* [GOAL OF THE EXERCISE]: Only the lines from the start of the data to the line containing "<Splitter />", both included, should be output, exactly and without pictures.

* [SUPPLIED MATERIAL]:
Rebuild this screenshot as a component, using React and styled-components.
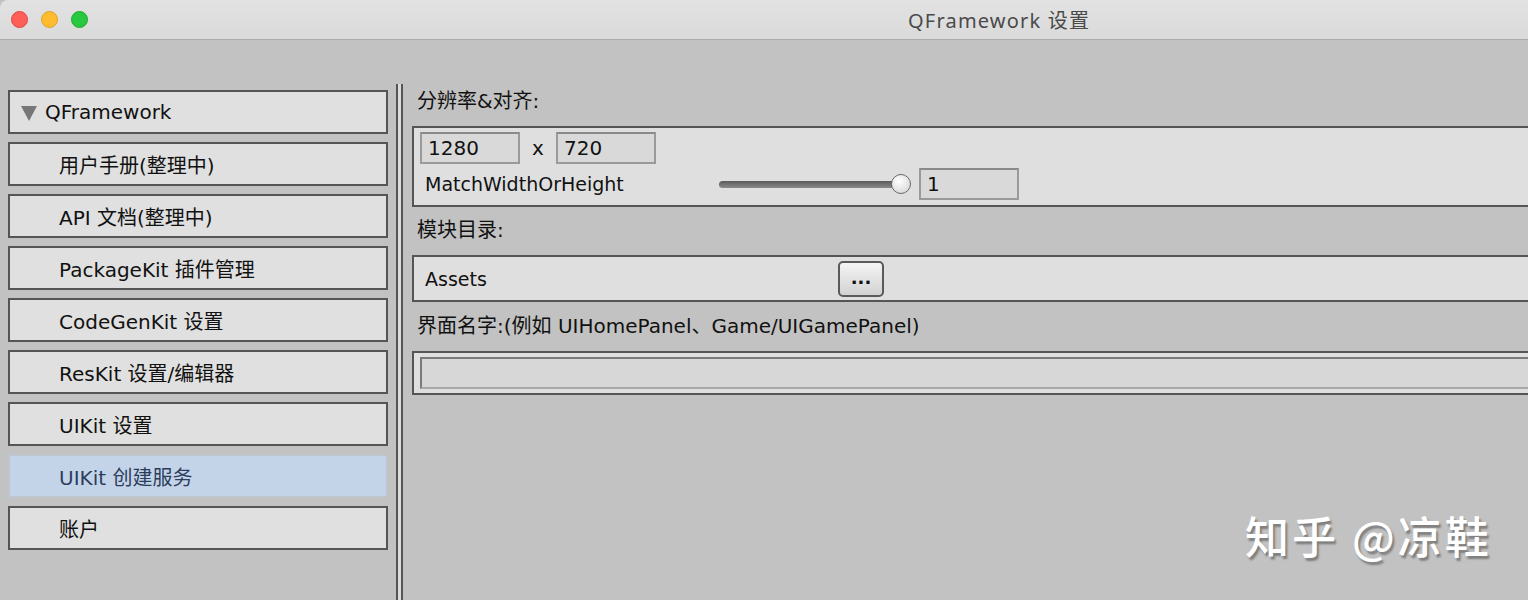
import React from 'react'
import styled, { createGlobalStyle } from 'styled-components'

const GlobalStyle = createGlobalStyle`
  html, body {
    margin: 0;
    padding: 0;
    background: #c2c2c2;
    font-family: "DejaVu Sans", "Noto Sans CJK SC", sans-serif;
    overflow: hidden;
  }
`

const navItems = [
  '用户手册(整理中)',
  'API 文档(整理中)',
  'PackageKit 插件管理',
  'CodeGenKit 设置',
  'ResKit 设置/编辑器',
  'UIKit 设置',
  'UIKit 创建服务',
  '账户',
]

const App = () => {
  return (
    <Window>
      <GlobalStyle />
      <TitleBar>
        <Lights>
          <Light color="#fe5f57" edge="#e0443e" />
          <Light color="#febc2e" edge="#dea123" />
          <Light color="#28c840" edge="#1aab29" />
        </Lights>
        <Title>QFramework 设置</Title>
      </TitleBar>

      <Body>
        <Sidebar>
          <NavItem>
            <Arrow />
            QFramework
          </NavItem>
          {navItems.map((t) => (
            <NavItem key={t} indent selected={t === 'UIKit 创建服务'}>
              {t}
            </NavItem>
          ))}
        </Sidebar>

        <Splitter />

        <Content>
          <Label>分辨率&amp;对齐:</Label>
          <Group bottom={5}>
            <Row>
              <Field width={100}>1280</Field>
              <Times>x</Times>
              <Field width={100}>720</Field>
            </Row>
            <Row>
              <FieldLabel>MatchWidthOrHeight</FieldLabel>
              <Slider>
                <Track />
                <Knob />
              </Slider>
              <Field width={100}>1</Field>
            </Row>
          </Group>

          <Label>模块目录:</Label>
          <Group bottom={3}>
            <PathRow>
              <FieldLabel>Assets</FieldLabel>
              <DotsButton>...</DotsButton>
            </PathRow>
          </Group>

          <Label tall>界面名字:(例如 UIHomePanel、Game/UIGamePanel)</Label>
          <Group bottom={4}>
            <WideField />
          </Group>
        </Content>

        <Watermark>知乎 @凉鞋</Watermark>
      </Body>
    </Window>
  )
}

const Window = styled.div`
  width: 1528px;
  height: 600px;
  display: flex;
  flex-direction: column;
  background: #c2c2c2;
  overflow: hidden;
`

const TitleBar = styled.div`
  height: 40px;
  box-sizing: border-box;
  display: flex;
  align-items: center;
  background: linear-gradient(#e2e2e2, #dadada);
  border-bottom: 1px solid #ababab;
  border-top-left-radius: 8px;
  flex-shrink: 0;
`

const Lights = styled.div`
  display: flex;
  gap: 13px;
  padding-left: 11px;
`

const Light = styled.span`
  width: 15px;
  height: 15px;
  border-radius: 50%;
  background: ${(p) => p.color};
  border: 1px solid ${(p) => p.edge};
`

const Title = styled.div`
  margin-left: 820px;
  font-family: "Noto Sans", "Noto Sans CJK SC", sans-serif;
  font-size: 20px;
  color: #4a4a4a;
  letter-spacing: 1.2px;
`

const Body = styled.div`
  flex: 1;
  display: flex;
  position: relative;
`

const Sidebar = styled.div`
  width: 380px;
  padding: 50px 0 0 8px;
  display: flex;
  flex-direction: column;
  gap: 8px;
  flex-shrink: 0;
`

const NavItem = styled.div`
  height: 44px;
  box-sizing: border-box;
  display: flex;
  align-items: center;
  padding-left: ${(p) => (p.indent ? '49px' : '11px')};
  border: 2px solid ${(p) => (p.selected ? '#bfc5cc' : '#555555')};
  background: ${(p) => (p.selected ? '#c4d4e8' : '#e0e0e0')};
  color: ${(p) => (p.selected ? '#2c3d5c' : '#111111')};
  font-size: 20px;
  white-space: nowrap;
`

const Arrow = styled.span`
  width: 0;
  height: 0;
  border-left: 8px solid transparent;
  border-right: 8px solid transparent;
  border-top: 15px solid #777777;
  margin-right: 8px;
  margin-top: 2px;
`

const Splitter = styled.div`
  width: 3px;
  margin: 44px 0 0 8px;
  border-left: 2px solid #555555;
  border-right: 2px solid #555555;
  background: #dcdcdc;
  flex-shrink: 0;
`

const Content = styled.div`
  flex: 1;
  display: flex;
  flex-direction: column;
  padding: 38px 0 0 9px;
  margin-right: -20px;
`

const Label = styled.div`
  height: ${(p) => (p.tall ? '49px' : '48px')};
  box-sizing: border-box;
  display: flex;
  align-items: center;
  padding: 0 0 5px 5px;
  font-size: 20px;
  color: #111111;
  white-space: nowrap;
`

const Group = styled.div`
  border: 2px solid #555555;
  background: #dfdfdf;
  padding: 4px 6px ${(p) => p.bottom}px 6px;
  display: flex;
  flex-direction: column;
  gap: 4px;
`

const Row = styled.div`
  display: flex;
  align-items: center;
  height: 32px;
`

const PathRow = styled.div`
  display: flex;
  align-items: center;
  height: 36px;
`

const Field = styled.div`
  width: ${(p) => p.width}px;
  height: 32px;
  box-sizing: border-box;
  border: 2px solid #9a9a9a;
  border-top-color: #8a8a8a;
  background: #d9d9d9;
  padding-left: 6px;
  display: flex;
  align-items: center;
  font-size: 20px;
  color: #111111;
`

const Times = styled.div`
  width: 36px;
  text-align: center;
  font-size: 20px;
  color: #111111;
`

const FieldLabel = styled.div`
  width: 294px;
  padding-left: 5px;
  font-size: 19px;
  color: #111111;
  white-space: nowrap;
`

const Slider = styled.div`
  width: 200px;
  height: 24px;
  display: flex;
  align-items: center;
  position: relative;
`

const Track = styled.div`
  width: 186px;
  height: 7px;
  border-radius: 4px;
  background: linear-gradient(#5a5a5a, #8a8a8a);
`

const Knob = styled.div`
  position: absolute;
  left: 172px;
  top: 2px;
  width: 18px;
  height: 18px;
  border-radius: 50%;
  border: 1px solid #6a6a6a;
  background: radial-gradient(circle at 40% 35%, #ffffff, #d0d0d0);
`

const DotsButton = styled.div`
  width: 46px;
  height: 36px;
  box-sizing: border-box;
  margin-left: 119px;
  border: 2px solid #5a5a5a;
  border-radius: 5px;
  background: linear-gradient(#f4f4f4, #d2d2d2);
  display: flex;
  align-items: center;
  justify-content: center;
  font-size: 18px;
  font-weight: 700;
  color: #111111;
  padding-bottom: 4px;
`

const WideField = styled.div`
  height: 32px;
  box-sizing: border-box;
  border: 2px solid #7a7a7a;
  border-bottom-color: #a8a8a8;
  background: #d7d7d7;
`

const Watermark = styled.div`
  position: absolute;
  left: 1245px;
  top: 463px;
  font-family: "Noto Sans CJK SC", sans-serif;
  font-size: 44px;
  font-weight: 500;
  color: #ffffff;
  letter-spacing: 3px;
  text-shadow: 2px 3px 2px rgba(0, 0, 0, 0.35);
  white-space: nowrap;
`

export default App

* [EXERCISE RESPONSE]:
Rebuild this screenshot as a component, using React and styled-components.
import React from 'react'
import styled, { createGlobalStyle } from 'styled-components'

const GlobalStyle = createGlobalStyle`
  html, body {
    margin: 0;
    padding: 0;
    background: #c2c2c2;
    font-family: "DejaVu Sans", "Noto Sans CJK SC", sans-serif;
    overflow: hidden;
  }
`

const navItems = [
  '用户手册(整理中)',
  'API 文档(整理中)',
  'PackageKit 插件管理',
  'CodeGenKit 设置',
  'ResKit 设置/编辑器',
  'UIKit 设置',
  'UIKit 创建服务',
  '账户',
]

const App = () => {
  return (
    <Window>
      <GlobalStyle />
      <TitleBar>
        <Lights>
          <Light color="#fe5f57" edge="#e0443e" />
          <Light color="#febc2e" edge="#dea123" />
          <Light color="#28c840" edge="#1aab29" />
        </Lights>
        <Title>QFramework 设置</Title>
      </TitleBar>

      <Body>
        <Sidebar>
          <NavItem>
            <Arrow />
            QFramework
          </NavItem>
          {navItems.map((t) => (
            <NavItem key={t} indent selected={t === 'UIKit 创建服务'}>
              {t}
            </NavItem>
          ))}
        </Sidebar>

        <Splitter />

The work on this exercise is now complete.